AMP-activated kinase (AMPK) also regulates mitochondrial biogenesis by phosphorylating and activating PGC-1α upon sensing an energy deficiency in muscle. In mice with reduced ATP/AMP ratios that would occur during exercise, the energy depletion has been shown to correlate with AMPK activation. AMPK activation then continued to activate PGC- 1α and NRFs in these mice, and mitochondrial biogenesis was stimulated.

== Aging ==
Mitochondrial biogenesis capacity has been shown to decrease with age, and this decreased mitochondrial function has been associated with diabetes and cardiovascular disease. Aging and disease can induce changes in the expression levels of proteins involved in the fission and fusion mechanisms of mitochondria, thus creating dysfunctional mitochondria. One hypothesis for the detrimental results of aging is associated with the loss of telomeres, the end segments of chromosomes that protect genetic information from degradation. Telomere loss has also been associated with decreased mitochondrial function. Deficiency of telomerase reverse transcriptase (TERT), an enzyme that plays a role in preserving telomeres, has been correlated with activated p53, a protein that suppresses PGC-1α. Therefore, the loss of telomeres and TERT that comes with aging has been associated with impaired mitochondrial biogenesis. AMPK expression has also been shown to diminish with age, which may also contribute to suppressing mitochondrial biogenesis.

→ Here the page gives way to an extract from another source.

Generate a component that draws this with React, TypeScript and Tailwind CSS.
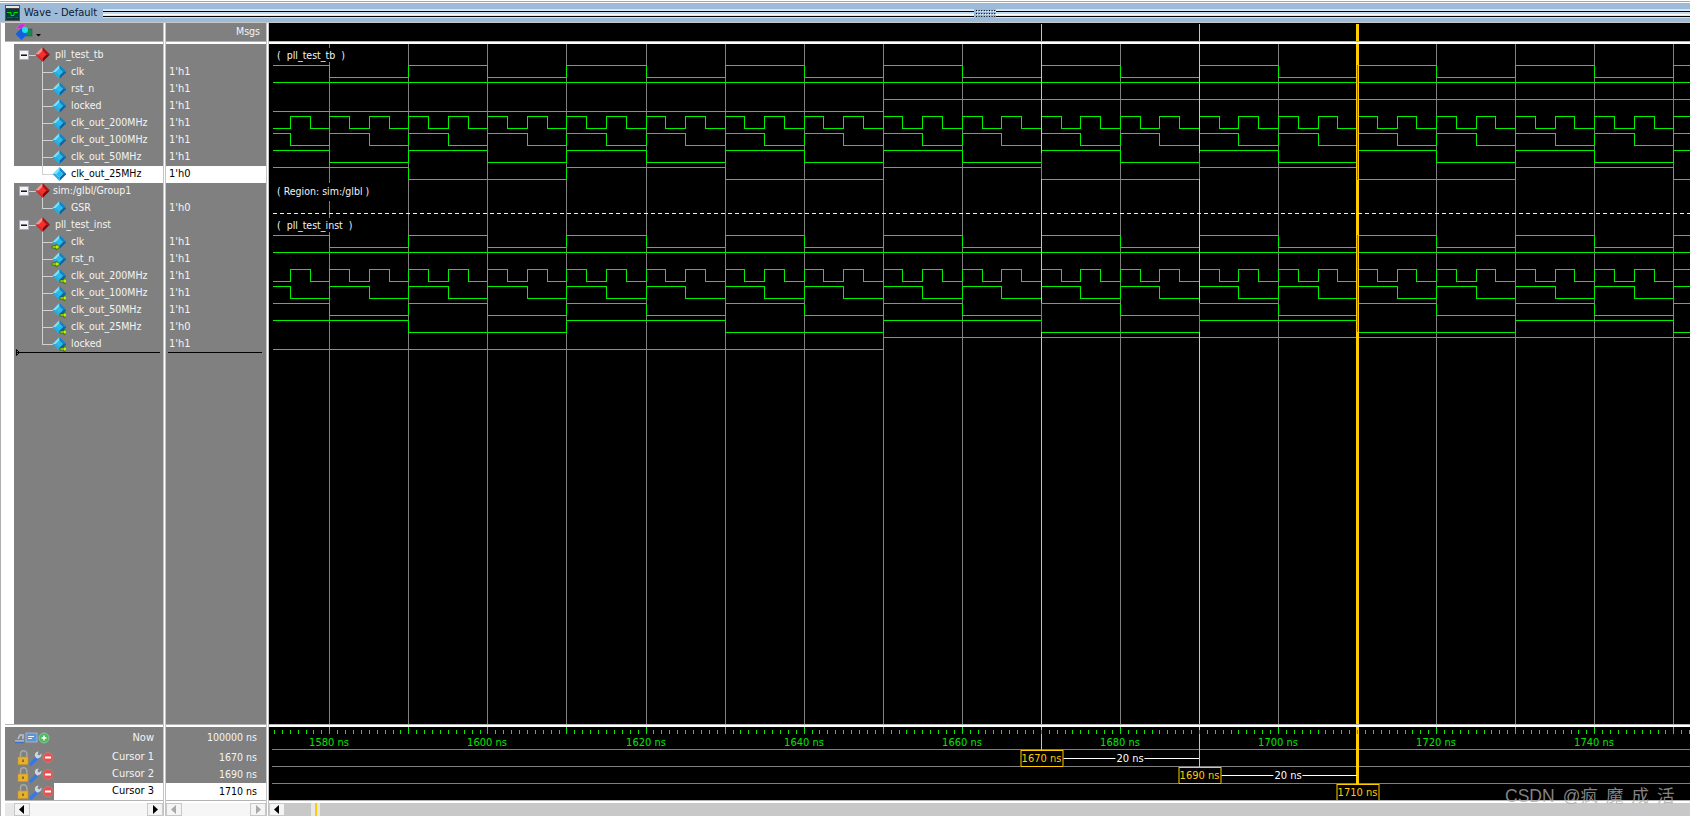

==Clinical applications of targeting mitochondrial biogenesis==
Mitochondrial biogenesis can be targeted to prevent cancer proliferation. Specifically, two biogenesis regulators—PGC1α and c-Myc—can be targeted to prevent cancer proliferation. PGC1α is a key component in mitochondrial biogenesis—as a transcriptional coactivator, it targets multiple transcription factors and the estrogen-related receptor alpha (ERRα). Compounds that target the pathway between PGC1α and ERRα, such as the ERRα inverse agonist, XCT-790, have been found to significantly decrease mitochondrial biogenesis, thus greatly reducing cancer cells’ proliferation and increasing their sensitivity to chemotherapeutic agents. c-Myc, a transcription factor, can be inhibited during its dimerization with Max protein by molecules such as IIA6B17 and omomyc. Inhibition of the c-Myc-Max complex can block the cell cycle and induce apoptosis in cancer cells.